How Inertia Affects Control Systems and Machine Performance

In servo systems, inertia ratio between motor rotor and reflected load is a major tuning driver. Excessive load inertia can force lower acceleration ramps, reduce bandwidth, and increase settling time. In aerospace and robotics, inertia tensor components directly influence attitude control effort and stability margins. In rotating machinery, large inertia can smooth speed fluctuations but also increase startup current and braking demand.

Because inertia couples directly into torque requirements, a robust design process typically evaluates:

  • Peak acceleration and deceleration cycles.
  • Energy storage and dissipation during transient events.
  • Fatigue effects on shafts, gears, and couplings from repeated torque pulses.
  • Safety behavior under emergency stop conditions.

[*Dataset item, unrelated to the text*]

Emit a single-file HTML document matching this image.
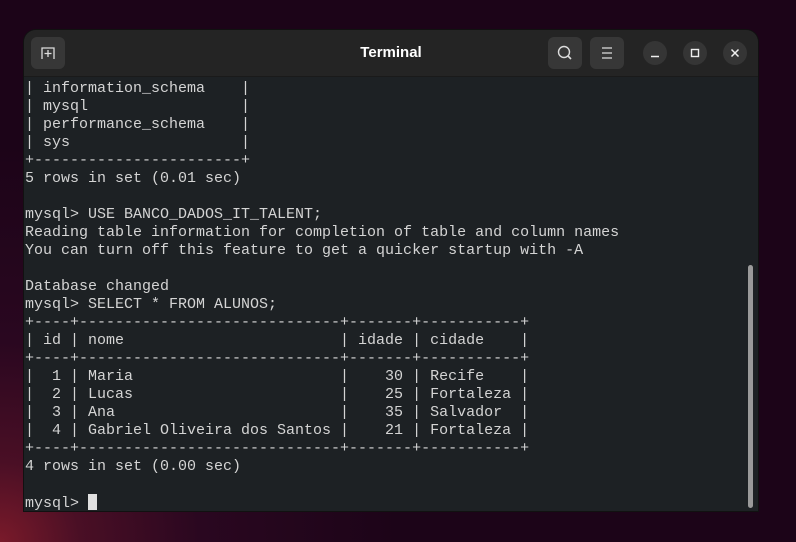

Advanced Notes: Compound Bodies and Numerical Methods

Real parts are often compound assemblies. For these, compute each component inertia about its own centroid, shift with parallel-axis theorem as needed, then sum all contributions. CAD software can provide inertia tensors directly, but understanding manual methods is still essential for verification and quick concept tradeoffs.

For irregular geometries, engineers may use numerical integration, finite element methods, or measured spin tests. In validation labs, a torsional pendulum setup can estimate inertia by measuring oscillation period, providing a practical check against model predictions.

Authoritative Learning and Data Sources

For rigorous standards, physical constants, and educational references, review these high-quality sources:

Final Takeaway

Mass of inertia calculation is not just a classroom exercise. It is a design-critical step that affects actuator sizing, energy usage, thermal stress, speed control, and long-term reliability. If you get geometry, axis, and units right, inertia becomes a powerful decision metric. Use the calculator to compare shape options quickly, then validate final values with detailed CAD or test data for production-level confidence.